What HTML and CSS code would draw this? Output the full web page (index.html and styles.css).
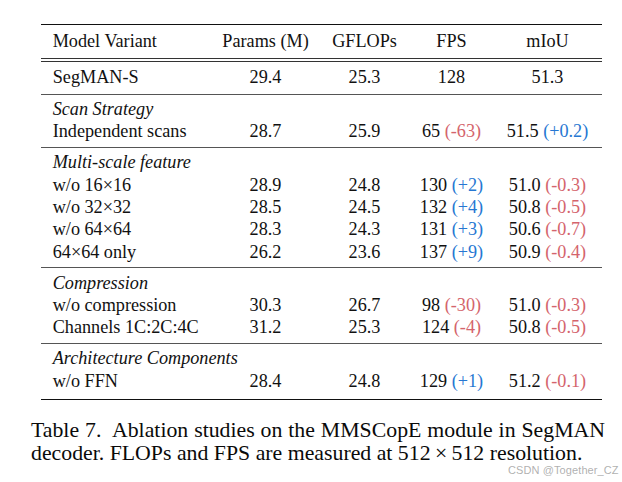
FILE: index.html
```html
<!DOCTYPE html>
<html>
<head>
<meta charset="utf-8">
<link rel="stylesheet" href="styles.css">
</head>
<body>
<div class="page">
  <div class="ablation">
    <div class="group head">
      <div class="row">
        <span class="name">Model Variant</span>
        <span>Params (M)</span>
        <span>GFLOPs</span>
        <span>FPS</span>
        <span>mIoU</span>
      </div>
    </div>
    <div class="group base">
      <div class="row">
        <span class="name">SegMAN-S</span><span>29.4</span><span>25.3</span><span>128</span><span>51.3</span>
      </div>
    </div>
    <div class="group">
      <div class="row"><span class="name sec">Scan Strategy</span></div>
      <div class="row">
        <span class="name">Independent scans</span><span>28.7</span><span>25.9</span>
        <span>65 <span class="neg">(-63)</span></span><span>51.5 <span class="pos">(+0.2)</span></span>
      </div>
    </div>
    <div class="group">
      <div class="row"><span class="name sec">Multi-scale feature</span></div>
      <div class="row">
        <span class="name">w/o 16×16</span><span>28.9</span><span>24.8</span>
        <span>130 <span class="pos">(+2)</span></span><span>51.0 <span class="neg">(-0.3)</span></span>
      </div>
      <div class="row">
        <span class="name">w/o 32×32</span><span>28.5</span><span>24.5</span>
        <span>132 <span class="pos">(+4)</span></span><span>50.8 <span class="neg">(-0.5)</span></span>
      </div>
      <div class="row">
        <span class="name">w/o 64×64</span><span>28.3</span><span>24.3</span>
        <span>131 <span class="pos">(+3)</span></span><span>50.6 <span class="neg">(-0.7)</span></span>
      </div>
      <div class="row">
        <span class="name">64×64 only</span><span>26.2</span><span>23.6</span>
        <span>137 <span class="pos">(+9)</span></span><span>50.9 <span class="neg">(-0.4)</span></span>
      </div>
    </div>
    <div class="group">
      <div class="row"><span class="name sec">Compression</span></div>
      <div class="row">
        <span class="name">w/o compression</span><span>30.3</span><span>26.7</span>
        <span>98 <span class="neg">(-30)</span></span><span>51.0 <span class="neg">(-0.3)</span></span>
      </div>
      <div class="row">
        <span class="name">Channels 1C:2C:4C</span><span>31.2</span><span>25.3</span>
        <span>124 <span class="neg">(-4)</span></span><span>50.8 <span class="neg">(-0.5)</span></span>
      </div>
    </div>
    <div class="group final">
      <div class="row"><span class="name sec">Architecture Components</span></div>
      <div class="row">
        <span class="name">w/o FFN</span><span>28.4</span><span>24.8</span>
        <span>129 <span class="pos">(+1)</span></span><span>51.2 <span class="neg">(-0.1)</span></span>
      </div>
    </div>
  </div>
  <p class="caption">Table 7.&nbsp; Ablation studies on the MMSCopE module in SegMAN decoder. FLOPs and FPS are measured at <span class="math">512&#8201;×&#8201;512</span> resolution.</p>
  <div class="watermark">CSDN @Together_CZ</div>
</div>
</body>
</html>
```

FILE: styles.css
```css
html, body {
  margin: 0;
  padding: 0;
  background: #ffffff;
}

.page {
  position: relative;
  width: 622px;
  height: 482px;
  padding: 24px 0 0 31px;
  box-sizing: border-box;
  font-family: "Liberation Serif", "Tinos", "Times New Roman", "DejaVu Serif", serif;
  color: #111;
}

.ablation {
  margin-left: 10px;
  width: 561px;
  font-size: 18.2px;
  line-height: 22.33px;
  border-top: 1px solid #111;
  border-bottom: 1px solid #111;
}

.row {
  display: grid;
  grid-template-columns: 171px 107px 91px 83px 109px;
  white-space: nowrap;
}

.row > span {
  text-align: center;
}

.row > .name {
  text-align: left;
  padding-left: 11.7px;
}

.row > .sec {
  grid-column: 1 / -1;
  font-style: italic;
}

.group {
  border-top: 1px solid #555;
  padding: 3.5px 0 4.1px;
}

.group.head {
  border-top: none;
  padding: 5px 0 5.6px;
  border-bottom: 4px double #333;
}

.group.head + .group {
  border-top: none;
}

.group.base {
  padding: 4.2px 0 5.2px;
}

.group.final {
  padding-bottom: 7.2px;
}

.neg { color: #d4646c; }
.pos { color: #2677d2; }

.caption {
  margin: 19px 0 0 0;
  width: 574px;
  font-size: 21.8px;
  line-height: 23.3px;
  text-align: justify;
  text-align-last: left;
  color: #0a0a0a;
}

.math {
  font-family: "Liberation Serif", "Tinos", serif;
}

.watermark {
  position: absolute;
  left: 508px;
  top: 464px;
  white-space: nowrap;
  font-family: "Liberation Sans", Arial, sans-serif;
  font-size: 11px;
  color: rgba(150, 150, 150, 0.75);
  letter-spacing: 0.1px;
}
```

### Set problem
Reproduce the material in full, word for word, and omit the pictures.

### Solution for this problem
What HTML and CSS code would draw this? Output the full web page (index.html and styles.css).
FILE: index.html
```html
<!DOCTYPE html>
<html>
<head>
<meta charset="utf-8">
<link rel="stylesheet" href="styles.css">
</head>
<body>
<div class="page">
  <div class="ablation">
    <div class="group head">
      <div class="row">
        <span class="name">Model Variant</span>
        <span>Params (M)</span>
        <span>GFLOPs</span>
        <span>FPS</span>
        <span>mIoU</span>
      </div>
    </div>
    <div class="group base">
      <div class="row">
        <span class="name">SegMAN-S</span><span>29.4</span><span>25.3</span><span>128</span><span>51.3</span>
      </div>
    </div>
    <div class="group">
      <div class="row"><span class="name sec">Scan Strategy</span></div>
      <div class="row">
        <span class="name">Independent scans</span><span>28.7</span><span>25.9</span>
        <span>65 <span class="neg">(-63)</span></span><span>51.5 <span class="pos">(+0.2)</span></span>
      </div>
    </div>
    <div class="group">
      <div class="row"><span class="name sec">Multi-scale feature</span></div>
      <div class="row">
        <span class="name">w/o 16×16</span><span>28.9</span><span>24.8</span>
        <span>130 <span class="pos">(+2)</span></span><span>51.0 <span class="neg">(-0.3)</span></span>
      </div>
      <div class="row">
        <span class="name">w/o 32×32</span><span>28.5</span><span>24.5</span>
        <span>132 <span class="pos">(+4)</span></span><span>50.8 <span class="neg">(-0.5)</span></span>
      </div>
      <div class="row">
        <span class="name">w/o 64×64</span><span>28.3</span><span>24.3</span>
        <span>131 <span class="pos">(+3)</span></span><span>50.6 <span class="neg">(-0.7)</span></span>
      </div>
      <div class="row">
        <span class="name">64×64 only</span><span>26.2</span><span>23.6</span>
        <span>137 <span class="pos">(+9)</span></span><span>50.9 <span class="neg">(-0.4)</span></span>
      </div>
    </div>
    <div class="group">
      <div class="row"><span class="name sec">Compression</span></div>
      <div class="row">
        <span class="name">w/o compression</span><span>30.3</span><span>26.7</span>
        <span>98 <span class="neg">(-30)</span></span><span>51.0 <span class="neg">(-0.3)</span></span>
      </div>
      <div class="row">
        <span class="name">Channels 1C:2C:4C</span><span>31.2</span><span>25.3</span>
        <span>124 <span class="neg">(-4)</span></span><span>50.8 <span class="neg">(-0.5)</span></span>
      </div>
    </div>
    <div class="group final">
      <div class="row"><span class="name sec">Architecture Components</span></div>
      <div class="row">
        <span class="name">w/o FFN</span><span>28.4</span><span>24.8</span>
        <span>129 <span class="pos">(+1)</span></span><span>51.2 <span class="neg">(-0.1)</span></span>
      </div>
    </div>
  </div>
  <p class="caption">Table 7.&nbsp; Ablation studies on the MMSCopE module in SegMAN decoder. FLOPs and FPS are measured at <span class="math">512&#8201;×&#8201;512</span> resolution.</p>
  <div class="watermark">CSDN @Together_CZ</div>
</div>
</body>
</html>
```

FILE: styles.css
```css
html, body {
  margin: 0;
  padding: 0;
  background: #ffffff;
}

.page {
  position: relative;
  width: 622px;
  height: 482px;
  padding: 24px 0 0 31px;
  box-sizing: border-box;
  font-family: "Liberation Serif", "Tinos", "Times New Roman", "DejaVu Serif", serif;
  color: #111;
}

.ablation {
  margin-left: 10px;
  width: 561px;
  font-size: 18.2px;
  line-height: 22.33px;
  border-top: 1px solid #111;
  border-bottom: 1px solid #111;
}

.row {
  display: grid;
  grid-template-columns: 171px 107px 91px 83px 109px;
  white-space: nowrap;
}

.row > span {
  text-align: center;
}

.row > .name {
  text-align: left;
  padding-left: 11.7px;
}

.row > .sec {
  grid-column: 1 / -1;
  font-style: italic;
}

.group {
  border-top: 1px solid #555;
  padding: 3.5px 0 4.1px;
}

.group.head {
  border-top: none;
  padding: 5px 0 5.6px;
  border-bottom: 4px double #333;
}

.group.head + .group {
  border-top: none;
}

.group.base {
  padding: 4.2px 0 5.2px;
}

.group.final {
  padding-bottom: 7.2px;
}

.neg { color: #d4646c; }
.pos { color: #2677d2; }

.caption {
  margin: 19px 0 0 0;
  width: 574px;
  font-size: 21.8px;
  line-height: 23.3px;
  text-align: justify;
  text-align-last: left;
  color: #0a0a0a;
}

.math {
  font-family: "Liberation Serif", "Tinos", serif;
}

.watermark {
  position: absolute;
  left: 508px;
  top: 464px;
  white-space: nowrap;
  font-family: "Liberation Sans", Arial, sans-serif;
  font-size: 11px;
  color: rgba(150, 150, 150, 0.75);
  letter-spacing: 0.1px;
}
```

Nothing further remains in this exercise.